3/ Aquilo que Peter Singer ou o Rolando Almeida “sentem” (subjectividade), não é chamado para esta discussão. A “intencionalidade” não é propriamente um argumento ético; “de boas intenções esta o inferno cheio”.

4/ O Rolando Almeida escreve o seguinte:


“O Orlando fala ainda em “desenvolvimento da sensibilidade moral” e pensa que esse desenvolvimento só é possível pela educação. Ora isso é errado precisamente porque a educação pode desenvolver sensibilidades morais profundamente irracionais, como apedrejar mortalmente mulheres que recusam casar com maridos impostos pela comunidade.”

Parece que, para o Rolando Almeida, a lapidação de mulheres é (também) produto do “desenvolvimento de sensibilidade moral” através da educação.

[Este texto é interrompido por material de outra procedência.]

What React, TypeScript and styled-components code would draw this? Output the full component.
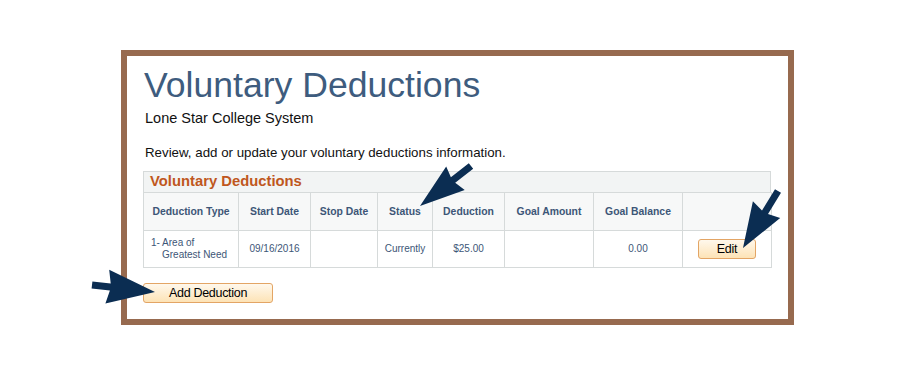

Para ele, a “sensibilidade moral” também pode traduzir-se, por exemplo, na lapidação de mulheres. Para ele, tanto é “moralmente sensível” um indivíduo que apedreja uma mulher como aquele que não o faz. Portanto, o que faz falta ao Rolando Almeida é redefinir o seu conceito de “sensibilidade moral” — porque a noção que ele tem de “sensibilidade moral” está errada. Por exemplo, um psicopata não tem sensibilidade moral nem empatia com outrem. Mas parece que, para o Rolando Almeida, um psicopata tem apenas um outro tipo (diferente) de sensibilidade moral.

5/ O Rolando Almeida escreve o seguinte:

“Mas o Orlando acerta quando fala em “desenvolvimento moral”. O erro está em que o Orlando não percebe que esse desenvolvimento pode ser impulsionado pela reflexão crítica e racional.”

A “reflexão crítica” tem que assentar em pressupostos racionais; e não é racional a defesa do infanticídio, em qualquer circunstância — ao contrário do que defende Peter Singer. E não é racional que um professor de filosofia diga aos seus alunos que Peter Singer, que objectivamente defende o infanticídio (Peter Singer defende o “direito” de uma mulher matar o seu filho já nascido), é um “altruísta”.

Um professor de filosofia que diz aos seus alunos que Peter Singer é um “altruísta”, e que, explícita ou implicitamente, faz a apologia das ideias do autor australiano, não deveria caber no sistema de ensino português.